**WORK TO BE COMPLETED**:
Extract all lines that hold "this" from the records below.

[Web page code records]
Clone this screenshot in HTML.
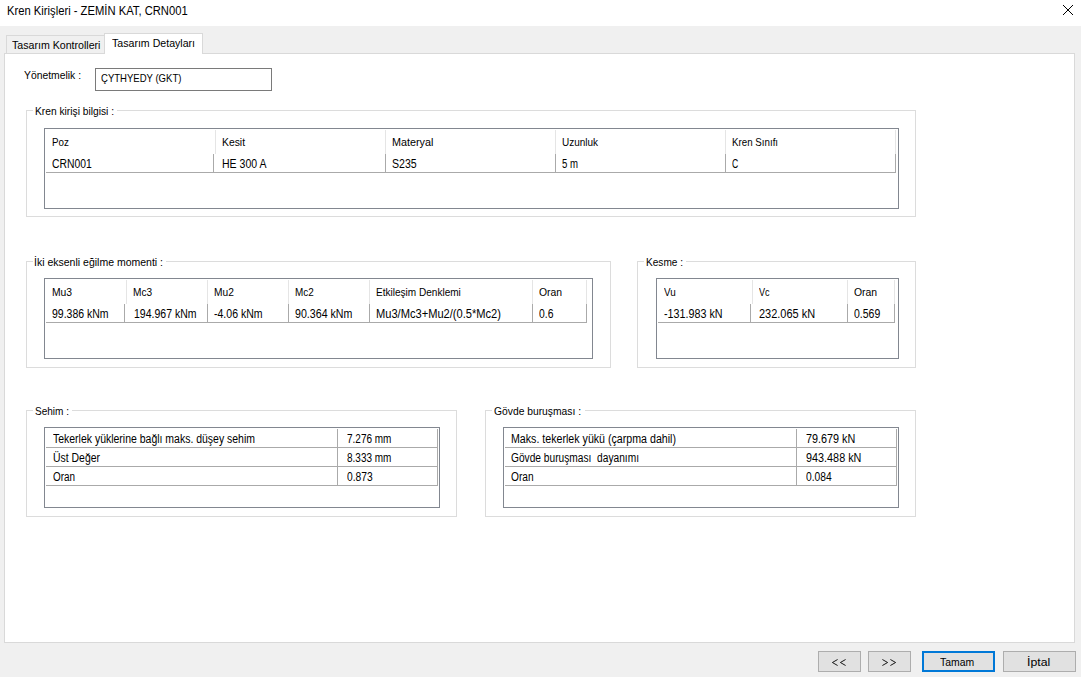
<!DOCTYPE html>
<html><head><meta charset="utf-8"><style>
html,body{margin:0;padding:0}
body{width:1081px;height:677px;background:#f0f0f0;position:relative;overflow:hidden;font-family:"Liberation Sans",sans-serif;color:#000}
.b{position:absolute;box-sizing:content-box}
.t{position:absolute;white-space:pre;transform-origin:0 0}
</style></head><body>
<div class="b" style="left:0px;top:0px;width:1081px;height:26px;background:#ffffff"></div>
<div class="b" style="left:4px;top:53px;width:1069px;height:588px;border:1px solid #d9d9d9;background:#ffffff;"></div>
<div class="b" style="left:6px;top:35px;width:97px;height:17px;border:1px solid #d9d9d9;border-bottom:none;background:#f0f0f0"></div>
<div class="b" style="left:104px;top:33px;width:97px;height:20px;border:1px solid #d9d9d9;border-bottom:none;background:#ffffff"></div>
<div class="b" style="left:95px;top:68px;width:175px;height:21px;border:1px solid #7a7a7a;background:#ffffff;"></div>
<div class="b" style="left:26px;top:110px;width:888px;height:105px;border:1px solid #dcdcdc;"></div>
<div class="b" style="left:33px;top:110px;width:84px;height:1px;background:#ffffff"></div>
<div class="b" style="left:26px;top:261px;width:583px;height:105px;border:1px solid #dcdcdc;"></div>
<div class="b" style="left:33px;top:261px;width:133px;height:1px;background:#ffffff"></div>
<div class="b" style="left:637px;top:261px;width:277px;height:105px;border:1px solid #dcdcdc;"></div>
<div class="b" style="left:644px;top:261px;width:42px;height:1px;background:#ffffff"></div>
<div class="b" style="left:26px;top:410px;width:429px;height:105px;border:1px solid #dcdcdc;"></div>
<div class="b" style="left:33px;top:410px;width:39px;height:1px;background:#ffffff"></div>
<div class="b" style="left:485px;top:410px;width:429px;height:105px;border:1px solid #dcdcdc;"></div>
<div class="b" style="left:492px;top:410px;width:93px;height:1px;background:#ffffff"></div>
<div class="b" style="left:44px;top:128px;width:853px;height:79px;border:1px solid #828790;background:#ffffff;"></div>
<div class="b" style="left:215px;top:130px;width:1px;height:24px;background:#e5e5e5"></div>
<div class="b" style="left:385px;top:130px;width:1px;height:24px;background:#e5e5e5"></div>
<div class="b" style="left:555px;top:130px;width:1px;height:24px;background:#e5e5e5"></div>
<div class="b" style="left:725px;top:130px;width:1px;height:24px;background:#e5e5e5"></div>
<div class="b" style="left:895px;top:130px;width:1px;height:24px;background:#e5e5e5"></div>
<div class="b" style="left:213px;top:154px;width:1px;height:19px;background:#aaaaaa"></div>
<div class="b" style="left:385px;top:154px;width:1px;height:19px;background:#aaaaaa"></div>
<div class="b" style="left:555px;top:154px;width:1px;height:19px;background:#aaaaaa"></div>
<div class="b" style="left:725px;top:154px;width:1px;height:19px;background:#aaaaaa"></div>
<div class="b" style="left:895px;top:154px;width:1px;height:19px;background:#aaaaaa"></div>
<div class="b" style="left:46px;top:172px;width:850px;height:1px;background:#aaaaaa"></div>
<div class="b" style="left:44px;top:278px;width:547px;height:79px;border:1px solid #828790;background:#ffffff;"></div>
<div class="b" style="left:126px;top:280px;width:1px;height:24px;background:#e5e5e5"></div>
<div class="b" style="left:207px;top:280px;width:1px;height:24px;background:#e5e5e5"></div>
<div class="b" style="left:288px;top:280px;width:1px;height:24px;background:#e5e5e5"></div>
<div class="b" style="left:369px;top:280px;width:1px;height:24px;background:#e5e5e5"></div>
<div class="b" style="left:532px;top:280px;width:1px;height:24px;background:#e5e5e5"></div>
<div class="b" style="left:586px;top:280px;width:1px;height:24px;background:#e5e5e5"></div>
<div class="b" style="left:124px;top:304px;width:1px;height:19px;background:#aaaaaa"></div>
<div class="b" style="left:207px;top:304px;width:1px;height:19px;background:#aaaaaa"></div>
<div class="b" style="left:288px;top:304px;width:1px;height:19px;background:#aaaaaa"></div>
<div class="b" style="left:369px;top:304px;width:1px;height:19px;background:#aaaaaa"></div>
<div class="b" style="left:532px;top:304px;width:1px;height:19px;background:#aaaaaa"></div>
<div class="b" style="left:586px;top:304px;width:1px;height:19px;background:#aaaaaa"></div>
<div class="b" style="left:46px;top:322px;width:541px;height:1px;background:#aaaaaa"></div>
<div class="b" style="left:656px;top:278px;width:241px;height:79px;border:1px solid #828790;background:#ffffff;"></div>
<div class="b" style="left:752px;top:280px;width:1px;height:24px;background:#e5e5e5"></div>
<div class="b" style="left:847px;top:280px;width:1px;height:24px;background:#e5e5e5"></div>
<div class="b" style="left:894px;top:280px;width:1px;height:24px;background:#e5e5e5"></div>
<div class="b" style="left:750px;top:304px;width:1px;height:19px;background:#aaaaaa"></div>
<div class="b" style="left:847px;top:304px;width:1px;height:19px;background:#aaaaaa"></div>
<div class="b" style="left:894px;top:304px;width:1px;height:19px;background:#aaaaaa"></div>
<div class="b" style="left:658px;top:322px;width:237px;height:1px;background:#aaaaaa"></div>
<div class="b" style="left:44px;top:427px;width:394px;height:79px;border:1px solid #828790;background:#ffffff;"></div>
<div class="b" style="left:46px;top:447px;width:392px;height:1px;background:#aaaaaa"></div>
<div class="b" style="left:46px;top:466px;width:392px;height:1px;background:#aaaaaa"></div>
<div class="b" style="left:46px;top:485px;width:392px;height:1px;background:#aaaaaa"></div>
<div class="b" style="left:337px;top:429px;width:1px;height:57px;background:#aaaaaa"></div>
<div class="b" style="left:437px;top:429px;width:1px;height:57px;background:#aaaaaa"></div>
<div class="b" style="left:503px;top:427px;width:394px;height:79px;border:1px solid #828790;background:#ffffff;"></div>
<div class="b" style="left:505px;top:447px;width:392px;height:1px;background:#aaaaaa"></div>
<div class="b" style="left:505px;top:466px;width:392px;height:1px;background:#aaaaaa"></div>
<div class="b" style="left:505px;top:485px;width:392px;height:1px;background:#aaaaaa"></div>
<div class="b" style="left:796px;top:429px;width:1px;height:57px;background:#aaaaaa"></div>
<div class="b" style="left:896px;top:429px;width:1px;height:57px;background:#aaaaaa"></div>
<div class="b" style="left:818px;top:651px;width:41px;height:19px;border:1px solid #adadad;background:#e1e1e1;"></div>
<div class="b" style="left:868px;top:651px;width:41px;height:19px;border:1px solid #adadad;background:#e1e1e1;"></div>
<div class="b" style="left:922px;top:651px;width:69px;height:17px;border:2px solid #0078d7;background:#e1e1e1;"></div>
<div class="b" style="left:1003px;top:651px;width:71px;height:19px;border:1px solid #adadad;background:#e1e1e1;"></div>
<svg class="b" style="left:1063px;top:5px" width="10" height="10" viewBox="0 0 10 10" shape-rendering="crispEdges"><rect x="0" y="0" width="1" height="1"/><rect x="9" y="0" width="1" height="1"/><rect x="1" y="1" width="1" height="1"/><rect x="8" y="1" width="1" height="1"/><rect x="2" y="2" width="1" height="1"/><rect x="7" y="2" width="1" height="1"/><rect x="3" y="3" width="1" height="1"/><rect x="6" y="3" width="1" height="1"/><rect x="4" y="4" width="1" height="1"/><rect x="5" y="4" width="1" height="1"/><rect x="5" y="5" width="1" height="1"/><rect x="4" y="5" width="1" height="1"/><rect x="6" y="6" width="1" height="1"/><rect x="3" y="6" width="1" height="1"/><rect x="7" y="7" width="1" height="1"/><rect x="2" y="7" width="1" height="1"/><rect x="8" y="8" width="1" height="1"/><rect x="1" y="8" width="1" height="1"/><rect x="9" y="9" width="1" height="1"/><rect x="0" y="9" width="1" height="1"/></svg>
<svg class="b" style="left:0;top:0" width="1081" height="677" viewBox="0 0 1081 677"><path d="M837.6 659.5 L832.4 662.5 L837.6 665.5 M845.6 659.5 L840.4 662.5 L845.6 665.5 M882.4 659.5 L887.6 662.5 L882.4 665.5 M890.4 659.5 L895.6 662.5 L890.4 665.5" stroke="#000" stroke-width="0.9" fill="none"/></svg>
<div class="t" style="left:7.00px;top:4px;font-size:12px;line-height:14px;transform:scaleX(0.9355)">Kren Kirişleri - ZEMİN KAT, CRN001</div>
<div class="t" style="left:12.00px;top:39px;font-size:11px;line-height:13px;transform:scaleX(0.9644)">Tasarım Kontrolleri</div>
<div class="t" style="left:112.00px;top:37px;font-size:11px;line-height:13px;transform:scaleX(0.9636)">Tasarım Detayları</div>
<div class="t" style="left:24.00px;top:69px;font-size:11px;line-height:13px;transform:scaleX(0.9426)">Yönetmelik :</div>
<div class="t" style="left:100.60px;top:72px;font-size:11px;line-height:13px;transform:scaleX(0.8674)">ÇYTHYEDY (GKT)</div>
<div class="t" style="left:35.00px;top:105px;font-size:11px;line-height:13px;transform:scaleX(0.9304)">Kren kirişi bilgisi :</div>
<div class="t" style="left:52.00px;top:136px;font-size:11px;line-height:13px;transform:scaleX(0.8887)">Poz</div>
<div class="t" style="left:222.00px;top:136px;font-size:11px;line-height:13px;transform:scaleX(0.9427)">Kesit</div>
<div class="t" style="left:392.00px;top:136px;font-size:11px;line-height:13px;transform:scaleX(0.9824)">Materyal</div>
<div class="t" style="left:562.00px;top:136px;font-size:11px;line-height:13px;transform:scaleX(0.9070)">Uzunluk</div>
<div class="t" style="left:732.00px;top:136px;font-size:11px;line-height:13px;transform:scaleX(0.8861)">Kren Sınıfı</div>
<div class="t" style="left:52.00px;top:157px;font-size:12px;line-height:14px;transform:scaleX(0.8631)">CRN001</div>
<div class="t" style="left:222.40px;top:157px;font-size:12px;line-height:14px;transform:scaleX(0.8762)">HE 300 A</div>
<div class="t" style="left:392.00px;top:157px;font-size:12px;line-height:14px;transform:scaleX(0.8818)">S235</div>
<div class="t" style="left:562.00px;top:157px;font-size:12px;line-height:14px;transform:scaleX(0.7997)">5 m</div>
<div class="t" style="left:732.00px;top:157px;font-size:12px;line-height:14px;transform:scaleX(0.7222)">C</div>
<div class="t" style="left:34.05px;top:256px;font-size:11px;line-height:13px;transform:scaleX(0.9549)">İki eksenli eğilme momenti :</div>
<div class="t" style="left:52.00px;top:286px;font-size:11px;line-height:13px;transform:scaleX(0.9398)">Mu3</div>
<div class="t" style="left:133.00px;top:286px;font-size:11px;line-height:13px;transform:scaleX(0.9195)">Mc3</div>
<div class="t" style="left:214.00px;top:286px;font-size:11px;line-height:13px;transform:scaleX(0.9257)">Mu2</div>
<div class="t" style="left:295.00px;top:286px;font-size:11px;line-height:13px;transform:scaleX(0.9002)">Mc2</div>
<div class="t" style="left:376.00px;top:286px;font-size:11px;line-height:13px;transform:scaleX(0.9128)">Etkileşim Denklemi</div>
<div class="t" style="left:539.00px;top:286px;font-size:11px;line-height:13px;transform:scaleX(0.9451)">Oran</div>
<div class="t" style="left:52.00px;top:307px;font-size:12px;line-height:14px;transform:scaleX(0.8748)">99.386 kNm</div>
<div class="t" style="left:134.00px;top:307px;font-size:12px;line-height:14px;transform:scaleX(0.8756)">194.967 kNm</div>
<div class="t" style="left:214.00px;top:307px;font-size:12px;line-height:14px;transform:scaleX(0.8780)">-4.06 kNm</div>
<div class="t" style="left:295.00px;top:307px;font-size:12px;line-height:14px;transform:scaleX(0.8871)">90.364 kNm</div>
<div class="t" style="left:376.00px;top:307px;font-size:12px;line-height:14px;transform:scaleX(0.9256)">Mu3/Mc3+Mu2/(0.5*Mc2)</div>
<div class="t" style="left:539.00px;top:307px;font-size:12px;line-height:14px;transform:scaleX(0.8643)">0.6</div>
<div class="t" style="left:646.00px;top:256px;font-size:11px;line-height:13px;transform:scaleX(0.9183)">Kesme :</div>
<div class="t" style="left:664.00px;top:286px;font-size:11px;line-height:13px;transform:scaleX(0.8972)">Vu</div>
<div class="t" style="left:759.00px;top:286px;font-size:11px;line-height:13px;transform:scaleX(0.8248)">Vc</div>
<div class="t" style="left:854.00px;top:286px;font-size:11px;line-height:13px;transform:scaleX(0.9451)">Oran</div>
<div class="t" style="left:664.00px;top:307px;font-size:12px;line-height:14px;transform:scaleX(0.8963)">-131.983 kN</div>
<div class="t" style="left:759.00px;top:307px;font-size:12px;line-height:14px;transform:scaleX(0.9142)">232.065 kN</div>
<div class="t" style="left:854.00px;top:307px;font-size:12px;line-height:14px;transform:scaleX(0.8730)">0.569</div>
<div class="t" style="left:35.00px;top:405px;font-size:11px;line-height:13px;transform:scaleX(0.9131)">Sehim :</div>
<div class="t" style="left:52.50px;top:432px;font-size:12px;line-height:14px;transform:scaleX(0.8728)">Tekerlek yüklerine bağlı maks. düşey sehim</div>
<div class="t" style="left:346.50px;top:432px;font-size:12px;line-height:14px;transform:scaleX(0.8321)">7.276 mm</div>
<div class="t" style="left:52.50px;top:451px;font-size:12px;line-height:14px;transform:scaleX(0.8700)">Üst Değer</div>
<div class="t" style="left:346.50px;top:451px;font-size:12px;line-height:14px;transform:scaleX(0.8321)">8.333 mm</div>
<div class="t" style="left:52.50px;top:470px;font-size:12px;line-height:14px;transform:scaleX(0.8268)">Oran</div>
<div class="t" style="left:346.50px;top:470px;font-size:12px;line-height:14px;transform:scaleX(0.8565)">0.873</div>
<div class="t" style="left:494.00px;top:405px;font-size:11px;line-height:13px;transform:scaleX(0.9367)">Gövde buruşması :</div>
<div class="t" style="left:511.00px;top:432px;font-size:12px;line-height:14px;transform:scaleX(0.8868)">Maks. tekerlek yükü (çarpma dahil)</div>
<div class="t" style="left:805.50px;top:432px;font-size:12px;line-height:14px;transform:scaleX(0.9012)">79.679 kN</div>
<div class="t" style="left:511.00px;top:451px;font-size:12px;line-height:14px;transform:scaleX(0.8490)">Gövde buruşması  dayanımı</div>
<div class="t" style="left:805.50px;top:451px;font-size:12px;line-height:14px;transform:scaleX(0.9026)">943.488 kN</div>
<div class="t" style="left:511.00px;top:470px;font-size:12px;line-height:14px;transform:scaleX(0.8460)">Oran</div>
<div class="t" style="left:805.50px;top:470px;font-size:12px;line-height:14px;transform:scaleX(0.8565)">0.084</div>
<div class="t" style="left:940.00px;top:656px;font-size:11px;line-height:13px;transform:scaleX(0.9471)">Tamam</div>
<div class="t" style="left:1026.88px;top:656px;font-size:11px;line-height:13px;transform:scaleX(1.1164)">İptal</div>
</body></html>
---
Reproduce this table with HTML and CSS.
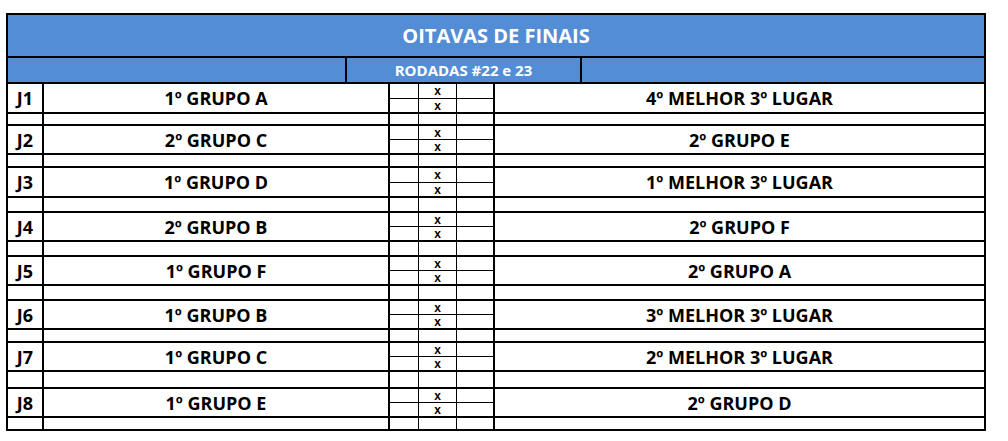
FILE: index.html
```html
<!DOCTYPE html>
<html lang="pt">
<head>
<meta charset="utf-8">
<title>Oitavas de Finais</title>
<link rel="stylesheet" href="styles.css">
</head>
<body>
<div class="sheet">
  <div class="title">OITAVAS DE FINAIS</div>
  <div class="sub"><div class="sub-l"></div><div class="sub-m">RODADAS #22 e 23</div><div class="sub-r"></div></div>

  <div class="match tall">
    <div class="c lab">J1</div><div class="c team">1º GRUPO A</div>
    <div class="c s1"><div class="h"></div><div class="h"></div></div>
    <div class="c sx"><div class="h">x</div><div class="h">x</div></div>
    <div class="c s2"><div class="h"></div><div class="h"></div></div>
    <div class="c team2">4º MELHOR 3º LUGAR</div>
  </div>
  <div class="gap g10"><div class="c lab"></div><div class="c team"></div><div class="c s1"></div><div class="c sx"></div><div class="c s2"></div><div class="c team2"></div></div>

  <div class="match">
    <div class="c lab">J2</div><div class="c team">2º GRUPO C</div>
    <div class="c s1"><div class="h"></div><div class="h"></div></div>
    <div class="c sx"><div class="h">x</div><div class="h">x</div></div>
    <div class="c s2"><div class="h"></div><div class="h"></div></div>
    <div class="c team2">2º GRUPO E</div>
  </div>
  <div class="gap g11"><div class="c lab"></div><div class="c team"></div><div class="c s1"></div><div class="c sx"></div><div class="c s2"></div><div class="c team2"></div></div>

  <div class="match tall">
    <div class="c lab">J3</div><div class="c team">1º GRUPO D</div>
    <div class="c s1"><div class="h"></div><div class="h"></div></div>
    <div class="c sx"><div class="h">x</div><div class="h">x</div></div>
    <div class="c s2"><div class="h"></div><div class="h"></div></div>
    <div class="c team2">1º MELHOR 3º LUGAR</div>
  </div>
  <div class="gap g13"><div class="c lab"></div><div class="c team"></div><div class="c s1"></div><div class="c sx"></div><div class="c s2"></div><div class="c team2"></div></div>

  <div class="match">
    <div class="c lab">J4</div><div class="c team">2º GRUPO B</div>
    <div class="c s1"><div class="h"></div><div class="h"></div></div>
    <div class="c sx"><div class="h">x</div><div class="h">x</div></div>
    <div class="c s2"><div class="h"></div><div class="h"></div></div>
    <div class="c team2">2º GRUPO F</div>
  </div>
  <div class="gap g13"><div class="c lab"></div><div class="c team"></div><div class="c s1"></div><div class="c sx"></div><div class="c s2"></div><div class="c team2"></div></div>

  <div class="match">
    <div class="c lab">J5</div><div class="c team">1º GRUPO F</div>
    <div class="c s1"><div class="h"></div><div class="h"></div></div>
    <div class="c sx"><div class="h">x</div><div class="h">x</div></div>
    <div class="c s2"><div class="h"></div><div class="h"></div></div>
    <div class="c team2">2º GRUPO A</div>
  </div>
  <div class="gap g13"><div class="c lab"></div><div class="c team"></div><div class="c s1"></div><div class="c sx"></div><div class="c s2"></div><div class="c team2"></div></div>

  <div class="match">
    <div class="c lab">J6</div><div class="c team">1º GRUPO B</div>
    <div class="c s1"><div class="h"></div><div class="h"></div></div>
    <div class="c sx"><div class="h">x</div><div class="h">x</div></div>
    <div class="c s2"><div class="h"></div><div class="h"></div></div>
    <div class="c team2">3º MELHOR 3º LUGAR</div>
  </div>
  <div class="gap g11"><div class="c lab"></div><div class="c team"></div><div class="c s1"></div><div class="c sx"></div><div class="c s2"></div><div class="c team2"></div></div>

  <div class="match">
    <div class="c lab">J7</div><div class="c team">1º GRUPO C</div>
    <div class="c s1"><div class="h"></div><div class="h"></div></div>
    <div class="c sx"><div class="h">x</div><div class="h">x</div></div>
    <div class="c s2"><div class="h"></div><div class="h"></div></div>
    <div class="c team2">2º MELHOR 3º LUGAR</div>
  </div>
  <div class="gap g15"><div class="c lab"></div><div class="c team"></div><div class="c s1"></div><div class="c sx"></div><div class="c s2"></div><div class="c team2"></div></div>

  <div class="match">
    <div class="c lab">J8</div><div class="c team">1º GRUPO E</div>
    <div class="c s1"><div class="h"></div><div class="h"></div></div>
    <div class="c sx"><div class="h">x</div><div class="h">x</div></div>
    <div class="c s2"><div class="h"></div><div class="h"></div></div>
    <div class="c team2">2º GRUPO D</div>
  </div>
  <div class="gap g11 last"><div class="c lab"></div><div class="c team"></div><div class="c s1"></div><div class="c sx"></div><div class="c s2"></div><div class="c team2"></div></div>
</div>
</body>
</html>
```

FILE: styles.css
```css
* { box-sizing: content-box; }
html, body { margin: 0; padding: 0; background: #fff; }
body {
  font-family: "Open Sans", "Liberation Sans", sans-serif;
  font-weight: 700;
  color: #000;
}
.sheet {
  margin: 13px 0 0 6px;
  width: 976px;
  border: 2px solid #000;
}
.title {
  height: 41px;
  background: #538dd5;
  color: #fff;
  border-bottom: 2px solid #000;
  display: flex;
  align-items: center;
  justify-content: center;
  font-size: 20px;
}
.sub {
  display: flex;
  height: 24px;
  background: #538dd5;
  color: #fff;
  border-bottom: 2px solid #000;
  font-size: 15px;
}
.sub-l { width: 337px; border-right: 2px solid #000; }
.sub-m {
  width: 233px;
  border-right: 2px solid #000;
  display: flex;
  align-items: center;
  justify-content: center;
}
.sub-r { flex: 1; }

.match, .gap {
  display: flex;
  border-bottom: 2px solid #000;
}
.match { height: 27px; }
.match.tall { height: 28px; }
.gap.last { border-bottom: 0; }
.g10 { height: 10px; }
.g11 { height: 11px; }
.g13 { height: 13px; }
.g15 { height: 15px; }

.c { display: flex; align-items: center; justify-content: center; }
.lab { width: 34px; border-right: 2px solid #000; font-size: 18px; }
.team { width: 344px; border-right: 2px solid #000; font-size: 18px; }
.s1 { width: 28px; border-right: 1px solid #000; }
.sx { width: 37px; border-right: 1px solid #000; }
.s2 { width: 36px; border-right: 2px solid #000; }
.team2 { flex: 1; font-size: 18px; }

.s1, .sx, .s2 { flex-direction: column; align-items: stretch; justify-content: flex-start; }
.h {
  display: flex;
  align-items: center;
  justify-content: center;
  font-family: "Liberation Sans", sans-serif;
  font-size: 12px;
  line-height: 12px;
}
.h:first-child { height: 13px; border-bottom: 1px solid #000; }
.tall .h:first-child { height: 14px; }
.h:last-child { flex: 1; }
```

**WORKED ANSWER**:
Clone this screenshot in HTML.
Reproduce this table with HTML and CSS.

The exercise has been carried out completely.